══ Raw data ══
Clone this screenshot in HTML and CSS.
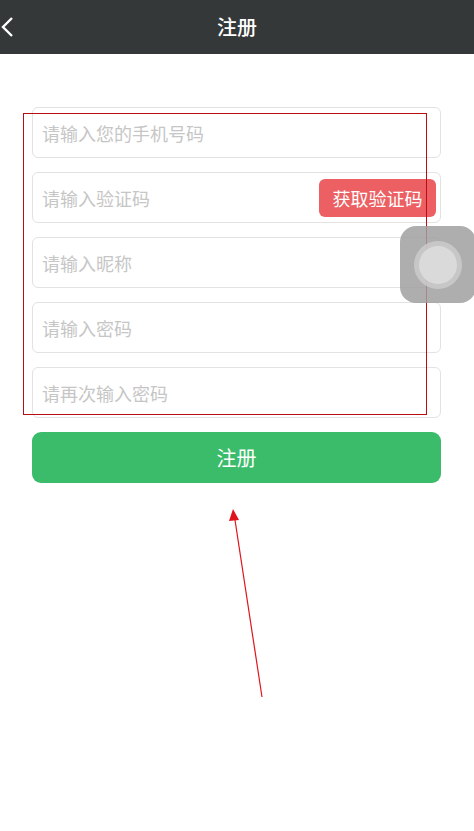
═══
══ Raw data ══
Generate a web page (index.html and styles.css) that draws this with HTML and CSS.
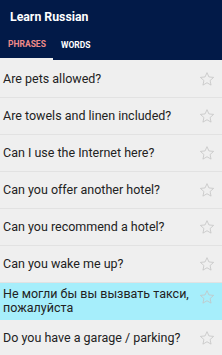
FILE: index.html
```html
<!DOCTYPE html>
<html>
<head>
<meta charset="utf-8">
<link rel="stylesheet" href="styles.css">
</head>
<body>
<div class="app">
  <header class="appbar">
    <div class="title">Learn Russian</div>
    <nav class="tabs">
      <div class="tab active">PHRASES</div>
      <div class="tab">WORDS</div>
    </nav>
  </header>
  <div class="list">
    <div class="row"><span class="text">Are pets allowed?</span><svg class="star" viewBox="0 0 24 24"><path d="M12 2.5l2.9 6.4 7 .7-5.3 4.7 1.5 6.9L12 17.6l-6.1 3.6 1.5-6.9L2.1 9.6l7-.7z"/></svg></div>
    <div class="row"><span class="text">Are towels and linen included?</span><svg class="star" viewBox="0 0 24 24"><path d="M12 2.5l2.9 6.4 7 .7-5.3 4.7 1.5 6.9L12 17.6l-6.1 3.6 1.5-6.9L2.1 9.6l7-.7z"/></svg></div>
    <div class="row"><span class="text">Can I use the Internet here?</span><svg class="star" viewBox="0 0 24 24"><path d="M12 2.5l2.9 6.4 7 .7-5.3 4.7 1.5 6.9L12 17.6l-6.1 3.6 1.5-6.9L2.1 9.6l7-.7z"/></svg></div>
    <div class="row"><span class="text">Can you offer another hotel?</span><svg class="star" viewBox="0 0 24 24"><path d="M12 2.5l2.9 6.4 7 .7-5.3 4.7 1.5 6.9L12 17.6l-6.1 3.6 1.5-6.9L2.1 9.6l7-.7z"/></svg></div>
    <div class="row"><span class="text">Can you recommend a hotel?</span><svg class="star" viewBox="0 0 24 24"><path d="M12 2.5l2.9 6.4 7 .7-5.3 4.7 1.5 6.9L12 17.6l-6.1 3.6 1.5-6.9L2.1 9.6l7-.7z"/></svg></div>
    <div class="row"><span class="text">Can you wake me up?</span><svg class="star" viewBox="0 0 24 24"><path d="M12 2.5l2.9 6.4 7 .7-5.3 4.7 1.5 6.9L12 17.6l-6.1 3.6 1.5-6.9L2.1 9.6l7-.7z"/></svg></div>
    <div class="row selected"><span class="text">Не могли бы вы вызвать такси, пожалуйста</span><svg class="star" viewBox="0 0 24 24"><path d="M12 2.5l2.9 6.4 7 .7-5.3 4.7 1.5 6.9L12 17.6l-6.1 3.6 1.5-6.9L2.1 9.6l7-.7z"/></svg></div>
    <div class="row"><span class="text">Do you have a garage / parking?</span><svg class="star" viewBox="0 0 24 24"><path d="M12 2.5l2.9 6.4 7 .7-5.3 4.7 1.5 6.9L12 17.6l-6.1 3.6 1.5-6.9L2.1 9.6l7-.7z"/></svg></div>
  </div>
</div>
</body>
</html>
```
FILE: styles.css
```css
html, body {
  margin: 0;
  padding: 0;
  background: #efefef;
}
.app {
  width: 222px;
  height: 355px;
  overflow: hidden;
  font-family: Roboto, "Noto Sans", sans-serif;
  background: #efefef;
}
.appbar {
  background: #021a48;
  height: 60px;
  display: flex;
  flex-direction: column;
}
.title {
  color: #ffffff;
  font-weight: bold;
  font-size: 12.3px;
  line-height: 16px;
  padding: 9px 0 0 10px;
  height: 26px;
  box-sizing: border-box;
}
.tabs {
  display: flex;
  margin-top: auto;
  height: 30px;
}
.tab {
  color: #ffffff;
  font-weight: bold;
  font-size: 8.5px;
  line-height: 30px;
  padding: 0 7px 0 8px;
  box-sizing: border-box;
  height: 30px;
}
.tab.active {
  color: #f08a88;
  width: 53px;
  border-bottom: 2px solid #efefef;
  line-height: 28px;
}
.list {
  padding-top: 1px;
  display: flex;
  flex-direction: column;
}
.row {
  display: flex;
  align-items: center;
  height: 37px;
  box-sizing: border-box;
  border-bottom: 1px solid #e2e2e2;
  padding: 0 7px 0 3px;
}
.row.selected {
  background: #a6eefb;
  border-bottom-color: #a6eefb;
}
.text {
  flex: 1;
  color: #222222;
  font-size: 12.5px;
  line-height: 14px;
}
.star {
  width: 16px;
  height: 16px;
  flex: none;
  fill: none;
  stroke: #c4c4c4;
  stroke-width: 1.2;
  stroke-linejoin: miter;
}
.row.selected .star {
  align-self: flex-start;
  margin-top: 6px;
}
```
═══
> What to produce: From the listing above, return each line with the word "this".

> Task response:
Clone this screenshot in HTML and CSS.
Generate a web page (index.html and styles.css) that draws this with HTML and CSS.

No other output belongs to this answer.